For business leaders, the AMOC slowdown is best understood not as a single forecast, but as a widening distribution of plausible futures—some of which are disruptive enough to warrant action even before scientific consensus hardens.

Three strategic moves stand out:

  • Portfolio resilience and site strategy: Companies with global footprints may need to expand climate stress tests to include ocean-circulation tipping points, revisiting assumptions behind facility siting, supplier concentration, and logistics dependencies—especially for assets designed to operate for decades (ports, data centers, grids, and industrial hubs).
  • Public-private collaboration for decision-grade data: Ocean monitoring is expensive, technically complex, and globally distributed. Partnerships with academic consortia, research institutes, and government agencies can accelerate access to validated datasets—critical inputs to corporate risk dashboards and scenario planning.
  • Innovation opportunities in climate tech and marine engineering: Uncertainty around AMOC drivers is also a market signal. Investors and strategics are likely to scout ventures spanning ocean observation, climate modeling, and potentially ocean-based carbon interventions (from alkalinity enhancement to engineered upwelling), alongside adaptive infrastructure designed for harsher marine conditions.
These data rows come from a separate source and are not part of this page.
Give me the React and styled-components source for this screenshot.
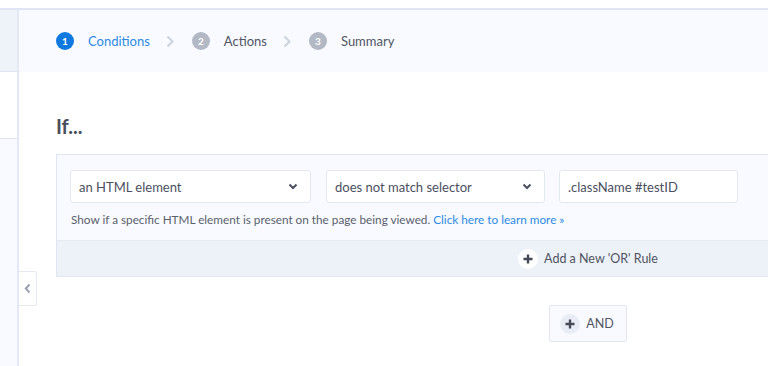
import React from "react";
import styled, { createGlobalStyle } from "styled-components";

const Global = createGlobalStyle`
  html, body { margin: 0; padding: 0; background: #ffffff; }
  body { font-family: Lato, "Open Sans", Arial, sans-serif; color: #4b5060; overflow: hidden; }
  * { box-sizing: border-box; }
`;

const Page = styled.div`
  display: flex;
  flex-direction: column;
  height: 366px;
  overflow: hidden;
`;

const TopStrip = styled.div`
  height: 10px;
  background: #ffffff;
  border-bottom: 2px solid #e1e4f4;
  flex: none;
`;

const Body = styled.div`
  display: flex;
  flex: 1;
  min-height: 0;
`;

const Sidebar = styled.div`
  width: 19px;
  flex: none;
  border-right: 2px solid #e3e8f4;
  display: flex;
  flex-direction: column;
`;

const SideBlock = styled.div`
  height: ${(p) => p.$h}px;
  background: ${(p) => p.$bg};
  border-bottom: 1px solid #dfe5ef;
  flex: none;
`;

const SideRest = styled.div`
  flex: 1;
  background: #f8faff;
`;

const Main = styled.div`
  flex: 1;
  position: relative;
  display: flex;
  flex-direction: column;
  min-width: 0;
`;

const Header = styled.div`
  height: 62px;
  background: #f8faff;
  display: flex;
  align-items: center;
  padding-left: 37px;
  flex: none;
`;

const Step = styled.div`
  display: flex;
  align-items: center;
  gap: 14px;
`;

const StepNum = styled.span`
  width: 18px;
  height: 18px;
  border-radius: 50%;
  background: ${(p) => (p.$active ? "#1079e0" : "#b3b8c5")};
  color: #ffffff;
  font-size: 10px;
  font-weight: 700;
  display: flex;
  align-items: center;
  justify-content: center;
`;

const StepLabel = styled.span`
  font-size: 13px;
  color: ${(p) => (p.$active ? "#2b8ae2" : "#50555f")};
`;

const StepSep = styled.span`
  display: flex;
  align-items: center;
  margin: 0 18px 0 16px;
`;

const Content = styled.div`
  padding-left: 37px;
  display: flex;
  flex-direction: column;
  width: 1100px;
`;

const Title = styled.h2`
  margin: 42px 0 16px;
  font-size: 20px;
  line-height: 24px;
  font-weight: 700;
  color: #4a4f5b;
`;

const Card = styled.div`
  border: 1px solid #e0e6f0;
  width: 1064px;
`;

const CardTop = styled.div`
  background: #f8faff;
  padding: 15px 13px 12px;
`;

const FieldRow = styled.div`
  display: flex;
  align-items: center;
`;

const Select = styled.div`
  width: ${(p) => p.$w}px;
  height: 33px;
  margin-right: ${(p) => p.$mr || 0}px;
  background: #ffffff;
  border: 1px solid #e3e7ef;
  border-radius: 3px;
  display: flex;
  align-items: center;
  justify-content: space-between;
  padding: 0 12px 0 8px;
  font-size: 13px;
  color: #4b5060;
`;

const Help = styled.div`
  margin-top: 9px;
  font-size: 11.75px;
  line-height: 16px;
  color: #5a5f6b;
  padding-left: 1px;
`;

const HelpLink = styled.a`
  color: #2b8ae2;
  text-decoration: none;
`;

const CardBottom = styled.div`
  height: 36px;
  background: #edf1f8;
  border-top: 1px solid #e6ebf3;
  display: flex;
  align-items: center;
  justify-content: center;
  gap: 6px;
  font-size: 12.5px;
  color: #50555f;
`;

const PlusCircle = styled.span`
  width: 20px;
  height: 20px;
  border-radius: 50%;
  background: ${(p) => p.$bg};
  display: flex;
  align-items: center;
  justify-content: center;
`;

const AndRow = styled.div`
  width: 1064px;
  display: flex;
  justify-content: center;
  margin-top: 28px;
`;

const AndButton = styled.div`
  width: 78px;
  height: 37px;
  border: 1px solid #e1e6ef;
  border-radius: 2px;
  background: #f8faff;
  display: flex;
  align-items: center;
  justify-content: center;
  gap: 6px;
  font-size: 12.5px;
  color: #50555f;
  padding-right: 2px;
`;

const CollapseTab = styled.div`
  position: absolute;
  left: 0;
  top: 261px;
  width: 18px;
  height: 35px;
  background: #ffffff;
  border: 1px solid #e3e8f2;
  border-left: none;
  border-radius: 0 3px 3px 0;
  display: flex;
  align-items: center;
  justify-content: center;
`;

const StepChevron = () => (
  <svg width="8" height="13" viewBox="0 0 8 13">
    <path d="M1.5 1.5 L6.5 6.5 L1.5 11.5" fill="none" stroke="#cdd2db" strokeWidth="2" />
  </svg>
);

const DownChevron = () => (
  <svg width="10" height="7" viewBox="0 0 10 7">
    <path d="M1.5 1.5 L5 5 L8.5 1.5" fill="none" stroke="#4b5060" strokeWidth="2" />
  </svg>
);

const Plus = () => (
  <svg width="10" height="10" viewBox="0 0 10 10">
    <path d="M5 0.5 V9.5 M0.5 5 H9.5" stroke="#454a56" strokeWidth="2.4" />
  </svg>
);

const steps = [
  { n: 1, label: "Conditions", active: true },
  { n: 2, label: "Actions" },
  { n: 3, label: "Summary" },
];

export default function App() {
  return (
    <Page>
      <Global />
      <TopStrip />
      <Body>
        <Sidebar>
          <SideBlock $h={62} $bg="#eef2f9" />
          <SideBlock $h={67} $bg="#ffffff" />
          <SideRest />
        </Sidebar>
        <Main>
          <Header>
            {steps.map((s, i) => (
              <React.Fragment key={s.n}>
                {i > 0 && (
                  <StepSep>
                    <StepChevron />
                  </StepSep>
                )}
                <Step>
                  <StepNum $active={s.active}>{s.n}</StepNum>
                  <StepLabel $active={s.active}>{s.label}</StepLabel>
                </Step>
              </React.Fragment>
            ))}
          </Header>
          <Content>
            <Title>If...</Title>
            <Card>
              <CardTop>
                <FieldRow>
                  <Select $w={241} $mr={15}>
                    <span>an HTML element</span>
                    <DownChevron />
                  </Select>
                  <Select $w={219} $mr={14}>
                    <span>does not match selector</span>
                    <DownChevron />
                  </Select>
                  <Select $w={179}>
                    <span>.className #testID</span>
                  </Select>
                </FieldRow>
                <Help>
                  Show if a specific HTML element is present on the page being viewed.{" "}
                  <HelpLink>Click here to learn more »</HelpLink>
                </Help>
              </CardTop>
              <CardBottom>
                <PlusCircle $bg="#ffffff">
                  <Plus />
                </PlusCircle>
                <span>Add a New 'OR' Rule</span>
              </CardBottom>
            </Card>
            <AndRow>
              <AndButton>
                <PlusCircle $bg="#e8edf5">
                  <Plus />
                </PlusCircle>
                <span>AND</span>
              </AndButton>
            </AndRow>
          </Content>
          <CollapseTab>
            <svg width="7" height="11" viewBox="0 0 7 11">
              <path d="M5.5 1.5 L1.8 5.5 L5.5 9.5" fill="none" stroke="#9aa2b4" strokeWidth="2" />
            </svg>
          </CollapseTab>
        </Main>
      </Body>
    </Page>
  );
}
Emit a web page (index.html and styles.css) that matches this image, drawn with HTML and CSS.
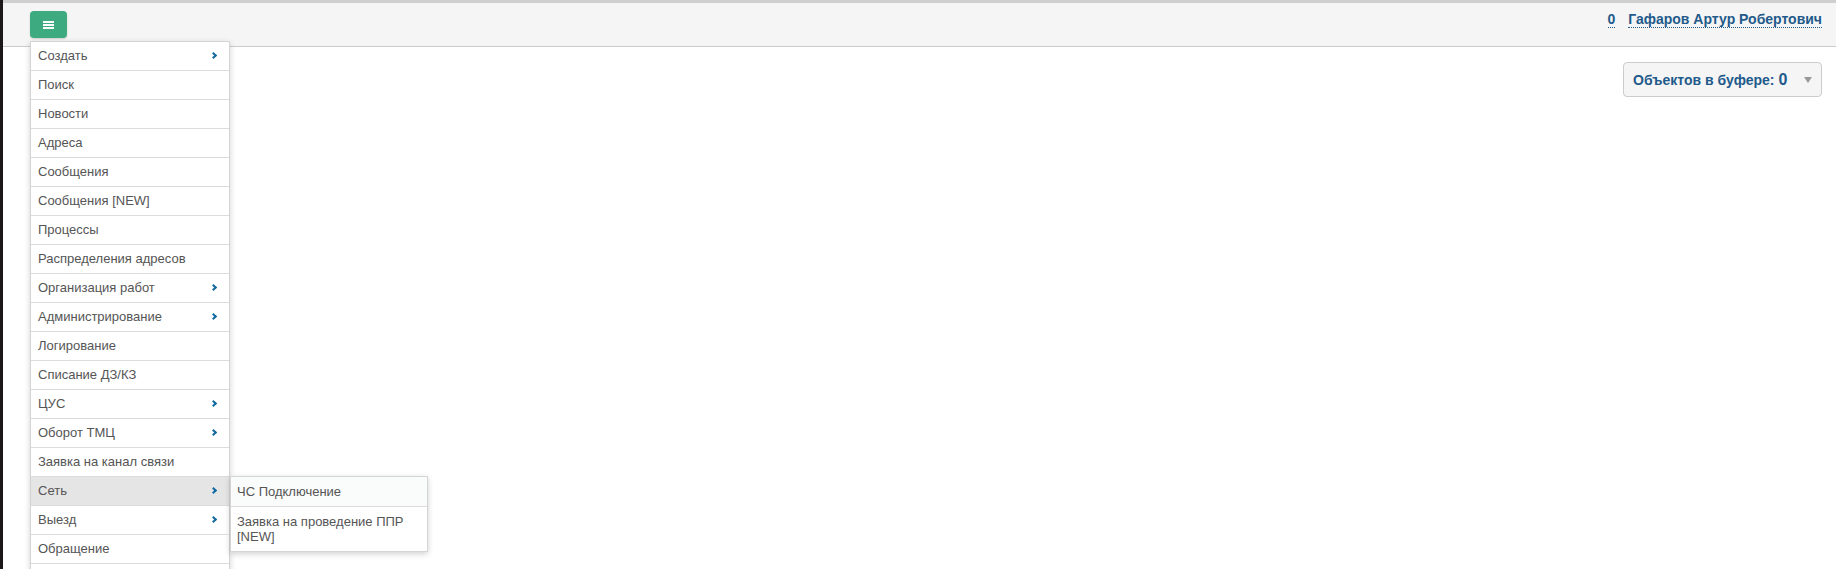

The AMOC’s slowdown is a reminder that climate risk is not only about gradual warming; it is also about system behavior—feedback loops, thresholds, and abrupt shifts. Organizations that treat ocean circulation as a core variable in strategic planning, rather than a distant scientific abstraction, will be better positioned to navigate a North Atlantic climate regime that is becoming less predictable, more data-dependent, and increasingly consequential for the real economy.